Making ECOWAS a child soldier-free zone: In a major development, the UN Secretary-General has recently submitted a report to the Security Council listing parties to conflicts that continue to use or recruit child soldiers. This report breaks new ground. For the first time in an official report to the Security Council, those who violate standards for the protection of war-affected children have been specifically named and listed. The Security Council is sending a message to governments and insurgent groups alike that the international community is watching and that they will be held accountable for the welfare of children in conflict and post-conflict situations. With your concerted and determined action, I am convinced that the ECOWAS region can become a child soldier-free zone.

Post-conflict investment in children: The rehabilitation and the development of children must become a central component of any post-conflict programmes in ECOWAS states, with focus on the key areas of education, basic health care, nutrition, rehabilitation of child combatants and the special needs of girls – investing in our children and youth is the best way to ensure long-term peace.

Strengthening traditional African values and norms: Most African societies have had strong taboos and injunctions concerning the conduct of warfare. A warrior did not attack children, women or the elderly. What has happened to us that this is now being turned on its head in so many situations of conflict in Africa today? We should work closely with community leaders to support and strengthen these traditional values and norms which provide for the protection of children and women in times of war and in the context of post-conflict reconciliation. In Africa, these traditional norms and modern international standards must reinforce each other.

Cross-border initiatives: We should work to promote sub-regional, cross-border initiatives to reduce the recruitment and abduction of children, the displacement of populations and the separation of families, and illicit trade in natural resources which rob children of their birthright. I appeal to Member-States of ECOWAS to redouble their efforts for the implementation of the ECOWAS Moratorium in order to halt the proliferation of small arms and light weapons which fuel wars in the sub-region.

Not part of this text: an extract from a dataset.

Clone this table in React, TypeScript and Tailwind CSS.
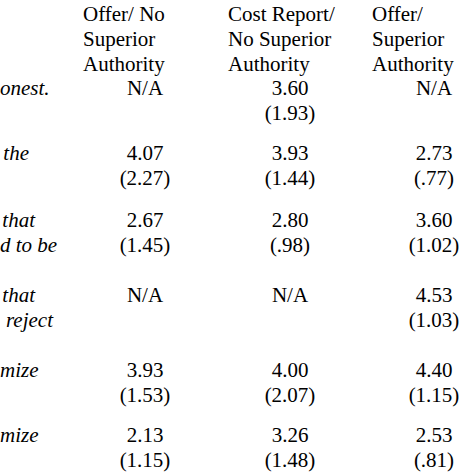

Strengthening of ECOWAS Child Protection Unit: The establishment of the Child Protection Unit in the ECOWAS Secretariat represents a significant innovation and an appropriate response to the call of the UN Security Council. In order for the CPU to fully achieve its mission, it will require strong political and material support from Member-States of ECOWAS and their partners.

Excellencies, I commend these elements of an agenda for action to you for the sake of our children and for the future of Africa. I believe that by far the most important asset for Africa is its enormous human resource and intellectual capital, especially that of its youth. For the most part, this capital remains under-utilized and under-mobilized. A key to Africa's development lies in the strategic tapping, harnessing and creative release of Africa's own incredible talents.

My Office and the entire UN family, particularly UNICEF, UNHCR and the newly established UN Office for West Africa, based here in Dakar, are eager to work closely with you to ensure the protection, rights and well-being of all the children of this sub-region.